En este sentido, sus intermedias La tormenta de hielo, Cabalgata con el diablo y Deseo, peligro dan clara cuenta de su particular interés por abordar asuntos y momentos de la historia que han resultado definitorios en el curso de una nación o una comunidad.
Fiel a sus raíces, el Ang Lee de su más reciente La vida de Pi o Una aventura extraordinaria (Life of Pi, Estados Unidos, 2012) se reconcilia de alguna manera con su pasado y consigo mismo, porque no sólo echa mano de un best-seller del antes desconocido novelista canadiense Yann Martel (por cierto, nacido en Salamanca, en España, y que en su niñez pasó por México, por compromisos diplomáticos de su padre) que aunque concebido de esta lado del mundo se inspira y vuelve la mirada a Oriente, a sus particulares espiritualismo y sensibilidad, sino que además se sumerge otra vez en ese ambivalente universo de lo real imaginario que con mayor carácter se reconoce en su primera cinematografía y encuentra su grado de mayor efervescencia en ese otro bellísimo cuento que es El tigre y el león.
En La vida de Pi, un poema por donde se le vea, esa sustancia lúdica e imaginaria se mezcla muy bien con la mencionada espiritualidad, que aquí apunta además hacia una búsqueda existencial que a través del tamiz del propio Lee se recrudece y torna más auténtica que lo manifestado en el original literario para el que esa condición no puede dejar en el fondo de manifestar, por su mismo origen, rasgos exóticos.
La confirmación del talante de un director que se reinventa, sin encasillarse en ningún género específico, La vida de Pi constituye su más ambicioso y exigente proyecto, conforme sugiere una necesaria reivindicación de la fantasía y la ilusión, de la fábula vital y espiritual, como imprescindibles herramientas con las cuales afrontar la vida. Más allá del carácter extraordinario de la anécdota: un muchacho sobrevive a un naufragio y debe aprender a convivir durante 227 días con un tigre de Bengala, a bordo de un bote salvavidas en medio del océano Pacífico, lo que verdaderamente importa aquí es corroborar la resistencia física pero sobre todo espiritual de quien en medio de la adversidad debe poner a prueba su templanza.
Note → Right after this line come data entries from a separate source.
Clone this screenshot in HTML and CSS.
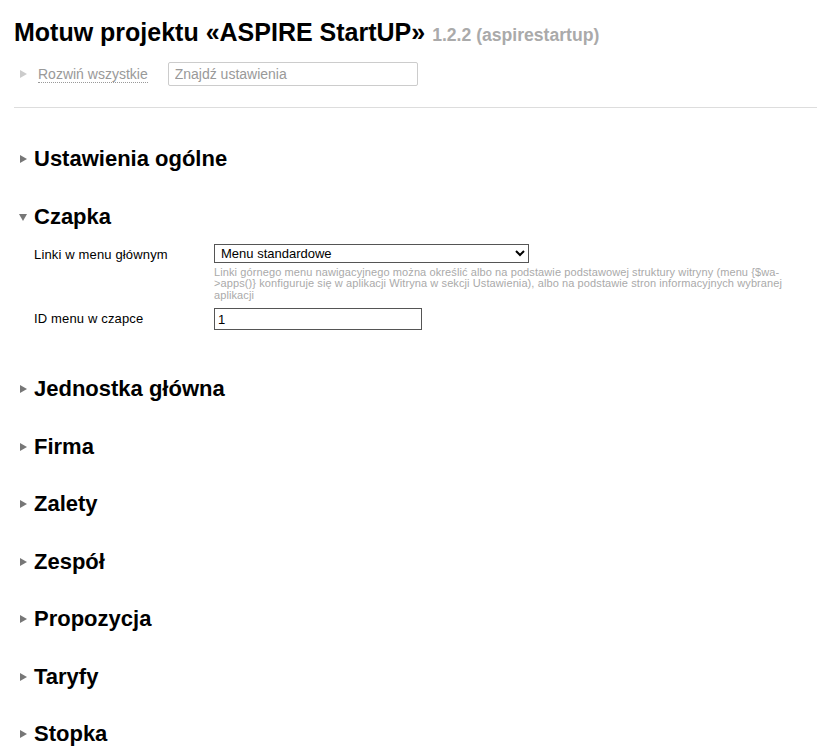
FILE: index.html
```html
<!DOCTYPE html>
<html lang="pl">
<head>
<meta charset="utf-8">
<link rel="stylesheet" href="styles.css">
</head>
<body>
<div class="page">
  <h1 class="title">Motuw projektu «ASPIRE StartUP» <span class="ver">1.2.2 (aspirestartup)</span></h1>
  <div class="toolbar">
    <span class="tri tri-right light"></span>
    <a class="expand">Rozwiń wszystkie</a>
    <input class="search" type="text" placeholder="Znajdź ustawienia">
  </div>
  <hr class="sep">
  <div class="groups">
    <section class="group"><h2 class="gh"><span class="tri tri-right"></span>Ustawienia ogólne</h2></section>
    <section class="group open">
      <h2 class="gh"><span class="tri tri-down"></span>Czapka</h2>
      <div class="fields">
        <div class="field">
          <div class="label">Linki w menu głównym</div>
          <div class="value">
            <select class="sel"><option>Menu standardowe</option></select>
            <div class="hint">Linki górnego menu nawigacyjnego można określić albo na podstawie podstawowej struktury witryny (menu {$wa-&gt;apps()} konfiguruje się w aplikacji Witryna w sekcji Ustawienia), albo na podstawie stron informacyjnych wybranej aplikacji</div>
          </div>
        </div>
        <div class="field">
          <div class="label">ID menu w czapce</div>
          <div class="value"><input class="txt" type="text" value="1"></div>
        </div>
      </div>
    </section>
    <section class="group"><h2 class="gh"><span class="tri tri-right"></span>Jednostka główna</h2></section>
    <section class="group"><h2 class="gh"><span class="tri tri-right"></span>Firma</h2></section>
    <section class="group"><h2 class="gh"><span class="tri tri-right"></span>Zalety</h2></section>
    <section class="group"><h2 class="gh"><span class="tri tri-right"></span>Zespół</h2></section>
    <section class="group"><h2 class="gh"><span class="tri tri-right"></span>Propozycja</h2></section>
    <section class="group"><h2 class="gh"><span class="tri tri-right"></span>Taryfy</h2></section>
    <section class="group"><h2 class="gh"><span class="tri tri-right"></span>Stopka</h2></section>
  </div>
</div>
</body>
</html>
```
FILE: styles.css
```css
html, body { margin: 0; padding: 0; background: #fff; }
body { font-family: "Liberation Sans", Arial, sans-serif; color: #000; }
.page { padding: 17px 19px 0 14px; }
.title { font-size: 25px; font-weight: bold; margin: 0; line-height: 30px; white-space: nowrap; }
.ver { font-size: 17.6px; color: #aaa; font-weight: bold; }
.toolbar { display: flex; align-items: center; margin-top: 12px; height: 24px; padding-left: 6px; }
.tri { display: inline-block; width: 0; height: 0; flex: none; }
.tri-right { border-top: 4px solid transparent; border-bottom: 4px solid transparent; border-left: 7px solid #777; }
.tri-right.light { border-left-color: #ccc; }
.tri-down { border-left: 4px solid transparent; border-right: 4px solid transparent; border-top: 7px solid #777; }
.expand { margin-left: 11px; font-size: 14px; color: #999; border-bottom: 1px dotted #999; line-height: 15px; margin-top: 2px; }
.search { margin-left: 20px; width: 250px; height: 24px; box-sizing: border-box; border: 1px solid #ccc; border-radius: 2px; padding: 0 6px; font: 14px "Liberation Sans", Arial, sans-serif; }
.search::placeholder { color: #999; }
.sep { border: 0; border-top: 1px solid #ddd; margin: 21px 0 0 0; }
.groups { padding-top: 38px; }
.gh { font-size: 22px; font-weight: bold; margin: 0 0 31.5px 0; line-height: 26px; display: flex; align-items: center; }
.gh .tri-right { margin: 0 7px 0 6px; }
.gh .tri-down { margin: 2px 7px 0 5px; }
.fields { padding: 14px 0 46px 20px; margin-top: -31.5px; }
.field { display: flex; }
.field + .field { margin-top: 7px; }
.label { width: 180px; font-size: 13px; padding-top: 3px; letter-spacing: 0.15px; }
.value { flex: 1; }
.sel { display: block; width: 315px; height: 19px; font: 13px "Liberation Sans", Arial, sans-serif; border: 1px solid #555; border-radius: 0; padding: 0 2px; background: #fff; color: #000; }
.hint { font-size: 11px; color: #aaa; line-height: 11.5px; margin-top: 4px; width: 575px; letter-spacing: 0.1px; }
.txt { display: block; width: 208px; height: 22px; box-sizing: border-box; border: 1px solid #555; border-radius: 0; padding: 0 3px; font: 13px "Liberation Sans", Arial, sans-serif; }
```
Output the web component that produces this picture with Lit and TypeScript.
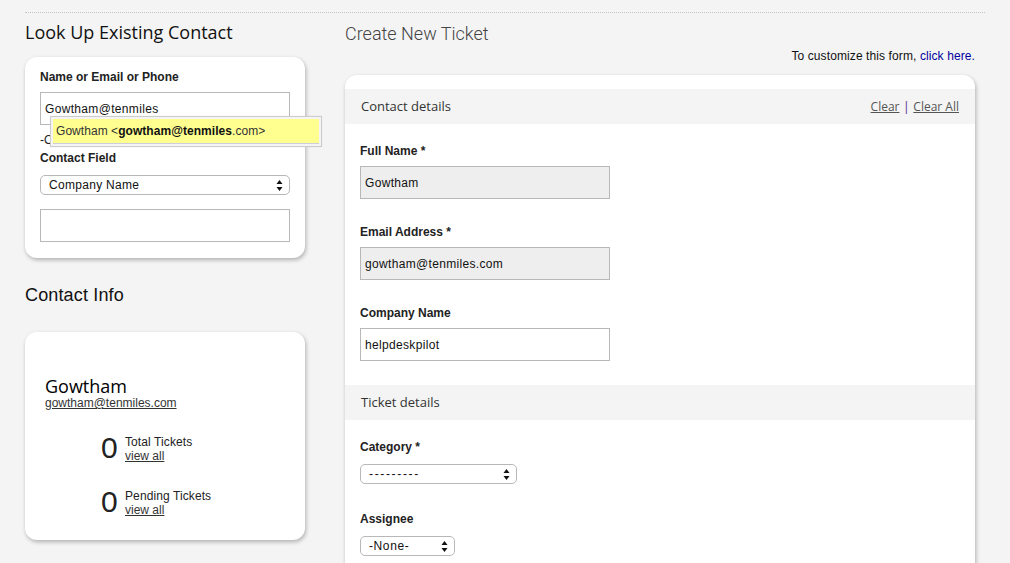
import { LitElement, html, css } from "lit";
import { customElement } from "lit/decorators.js";

const arrows = html`<svg class="arrows" width="7" height="11" viewBox="0 0 7 11"><path d="M3.5 0 L6.5 4 H.5 Z M3.5 11 L.5 7 H6.5 Z" fill="#111"/></svg>`;

@customElement("app-root")
export class AppRoot extends LitElement {
  static styles = css`
    :host { display: block; height: 563px; overflow: hidden; background: #f4f4f4; font-family: "Liberation Sans", Arial, sans-serif; font-size: 12px; color: #222; }
    * { box-sizing: border-box; }
    .page { margin: 0 25px; padding-top: 12px; width: 960px; }
    .rule { border-top: 1px dotted #c4c4c4; height: 1px; }
    .cols { display: flex; align-items: flex-start; gap: 40px; }
    .left { width: 280px; flex: none; position: relative; }
    .right { width: 630px; flex: none; }
    h2 { margin: 0; font-weight: 400; font-size: 18px; line-height: 24px; color: #111; }
    .os { font-family: "Open Sans", sans-serif; }
    .lookup-h { margin-top: 7px; }
    .card { background: #fff; border-radius: 12px; box-shadow: 1px 2px 4px rgba(0,0,0,.28); }
    .lookup { margin-top: 13px; height: 201px; padding: 13px 15px 0; position: relative; }
    label, .lbl { display: block; font-weight: 700; font-size: 12px; line-height: 14px; color: #222; }
    .input { display: flex; align-items: center; height: 33px; width: 250px; border: 1px solid #b8b8b8; background: #fff; padding: 0 4px; font-size: 12px; color: #111; letter-spacing: .33px; }
    .lookup .input.first { margin-top: 8px; }
    .or { line-height: 14px; margin-top: 8px; color: #222; }
    .lookup .lbl.cf { margin-top: 4px; }
    .select { display: flex; align-items: center; justify-content: space-between; height: 20px; border: 1px solid #b8b8b8; border-radius: 5px; background: #fff; padding: 0 6px 0 8px; font-size: 12px; color: #111; letter-spacing: .3px; }
    .lookup .select { width: 250px; margin-top: 10px; }
    .lookup .input.last { margin-top: 14px; }
    .suggest { position: absolute; left: 25px; top: 59px; width: 272px; height: 31px; border: 1px solid #ccc; background: #f4f4f4; padding: 2px; box-shadow: 0 0 1px rgba(0,0,0,.1); }
    .suggest div { height: 25px; line-height: 24px; background: #ffff90; border-bottom: 1px solid #ccd; padding-left: 3px; font-size: 12px; color: #333; letter-spacing: .05px; }
    .suggest b { color: #111; }
    .info-h { margin-top: 25px; letter-spacing: .15px; }
    .info { margin-top: 25px; height: 208px; padding: 43px 20px 0; }
    .name { font-family: "Open Sans", sans-serif; font-size: 18px; line-height: 22px; color: #000; }
    a { color: #333; text-decoration: underline; }
    .mail { display: block; line-height: 13px; margin-top: 0; font-size: 12px; }
    .stat { display: flex; align-items: center; padding-left: 56px; gap: 8px; height: 28px; }
    .stats { margin-top: 25px; display: flex; flex-direction: column; gap: 26px; }
    .num { font-size: 30px; line-height: 28px; width: 16px; color: #222; margin-top: -2px; }
    .stat-t { line-height: 14px; color: #222; letter-spacing: .1px; }
    .stat-t a { display: block; letter-spacing: 0; }
    .create-h { margin-top: 9px; color: #444; font-family: Roboto, sans-serif; font-weight: 300; }
    .customize { text-align: right; line-height: 14px; margin-top: 3px; color: #111; letter-spacing: .1px; }
    .customize a { color: #0000a0; text-decoration: none; }
    .form { margin-top: 12px; height: 600px; padding-top: 14px; }
    .bar { display: flex; justify-content: space-between; align-items: center; height: 35px; background: #f4f4f4; padding: 0 16px 2px; font-family: "Open Sans", sans-serif; font-size: 13px; color: #333; }
    .links { font-size: 12px; color: #555; padding-top: 2px; }
    .links a { color: #555; }
    .links span { color: #4b2a8a; margin: 0 .5px; }
    .field { padding: 0 15px; }
    .form .input { height: 33px; }
    .ro { background: #eee; }
    .f1 { margin-top: 20px; }
    .f2 { margin-top: 26px; }
    .f3 { margin-top: 28px; }
    .fld-in { margin-top: 8px; }
    .bar2 { margin-top: 24px; }
    .sel-l { margin-top: 10px; }
    .w1 { width: 157px; }
    .w2 { width: 95px; }
    .dash { letter-spacing: 1.65px; }
    .none { letter-spacing: .6px; }
  `;

  render() {
    return html`<div class="page">
      <div class="rule"></div>
      <div class="cols">
        <div class="left">
          <h2 class="os lookup-h">Look Up Existing Contact</h2>
          <div class="card lookup">
            <label>Name or Email or Phone</label>
            <div class="input first">Gowtham@tenmiles</div>
            <div class="or">-OR-</div>
            <div class="lbl cf">Contact Field</div>
            <div class="select"><span>Company Name</span>${arrows}</div>
            <div class="input last"></div>
            <div class="suggest"><div>Gowtham &lt;<b>gowtham@tenmiles</b>.com&gt;</div></div>
          </div>
          <h2 class="info-h">Contact Info</h2>
          <div class="card info">
            <div class="name">Gowtham</div>
            <a class="mail" href="#">gowtham@tenmiles.com</a>
            <div class="stats">
              <div class="stat"><div class="num">0</div><div class="stat-t">Total Tickets<a href="#">view all</a></div></div>
              <div class="stat"><div class="num">0</div><div class="stat-t">Pending Tickets<a href="#">view all</a></div></div>
            </div>
          </div>
        </div>
        <div class="right">
          <h2 class="create-h">Create New Ticket</h2>
          <div class="customize">To customize this form, <a href="#">click here.</a></div>
          <div class="card form">
            <div class="bar"><span>Contact details</span><span class="links"><a href="#">Clear</a> <span>|</span> <a href="#">Clear All</a></span></div>
            <div class="field f1"><label>Full Name *</label><div class="input ro fld-in">Gowtham</div></div>
            <div class="field f2"><label>Email Address *</label><div class="input ro fld-in">gowtham@tenmiles.com</div></div>
            <div class="field f2"><label>Company Name</label><div class="input fld-in">helpdeskpilot</div></div>
            <div class="bar bar2"><span>Ticket details</span></div>
            <div class="field f1"><label>Category *</label><div class="select w1 sel-l"><span class="dash">---------</span>${arrows}</div></div>
            <div class="field f3"><label>Assignee</label><div class="select w2 sel-l"><span class="none">-None-</span>${arrows}</div></div>
          </div>
        </div>
      </div>
    </div>`;
  }
}
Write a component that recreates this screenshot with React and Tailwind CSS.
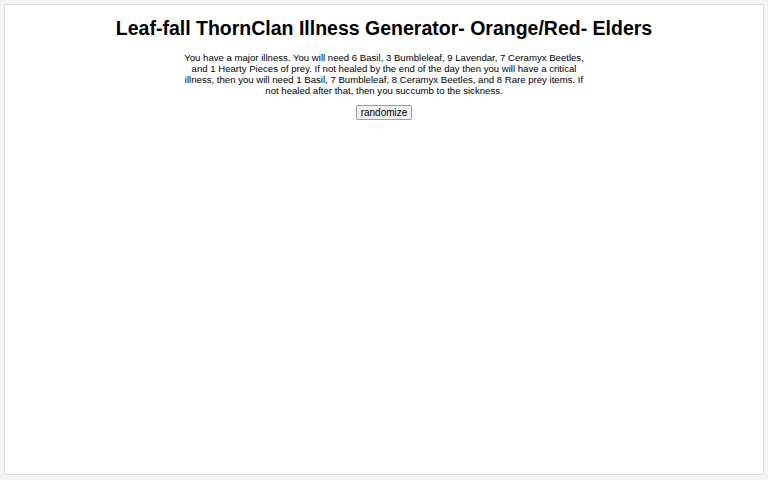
export default function App() {
  return (
    <div className="min-h-screen bg-[#f3f3f3] p-[4px] font-['Liberation_Sans',Arial,sans-serif]">
      <div className="h-[471px] bg-white border border-[#dcdcdc] flex flex-col items-center text-black">
        <h1 className="mt-[11px] text-[19.5px] leading-[24px] font-bold">
          Leaf-fall ThornClan Illness Generator- Orange/Red- Elders
        </h1>
        <p className="mt-[12px] w-[412px] text-center text-[9.6px] leading-[11px]">
          You have a major illness. You will need 6 Basil, 3 Bumbleleaf, 9 Lavendar, 7 Ceramyx Beetles,
          and 1 Hearty Pieces of prey. If not healed by the end of the day then you will have a critical
          illness, then you will need 1 Basil, 7 Bumbleleaf, 8 Ceramyx Beetles, and 8 Rare prey items. If
          not healed after that, then you succumb to the sickness.
        </p>
        <button
          type="button"
          className="mt-[9px] px-[4px] h-[15px] text-[10px] leading-[13px] border border-[#a0a0a0] rounded-[2px] bg-[#f0f0f0]"
        >
          randomize
        </button>
      </div>
    </div>
  );
}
El mayor talento de Ang Lee estriba aquí precisamente en convencer al espectador y mantener así su toda atención, más allá del trasfondo aleccionador que conlleva toda fábula. En este sentido, la realización resulta impecable en todos sus apartados tanto artísticos como técnicos, destacándose los trabajos de cinematografía, edición, fotografía, ambientación, sonido, hasta la música original que por sí misma tiene un peso específico y es obra del talentoso y experimentado compositor y arreglista canadiense Mychael Danna.
La suma de todos estos ingredientes que conforman una gran puesta, con los mejores atributos de un realizador que le ha apostado a un quehacer donde se confirma que el séptimo arte posee su propio lenguaje de narración y sólo se vale de los recursos de otros medios, hacen de La vida de Pi ya un clásico desde su salida, como se ha confirmado en la pasada 85 entrega de los Oscar donde resultó la ganadora indiscutible de la jornada (Mejor Dirección, Mejor Cinematografía, Mejor Música Original, Mejores Efectos Visuales, es decir, cuatro premios, de entre ocho nominaciones), y me parece que perdió como Mejor Película ante Argo, de debutante como director y productor Ben Affleck, por el escándalo que se desató por el supuesto plagio en el que incurrió el mencionado novelista canadiense, más allá de que la vencedora trate uno de esos temas “tan políticamente correctos” que suelen defender los votantes en la Academia de Ciencias Cinematográficas de Hollywood.
Una aventura extraordinaria pasará a la historia, mientras que Argo, en su género apenas bien hecha, sólo se sumará a la larga lista de películas por el estilo que exacerban el nacionalismo norteamericano.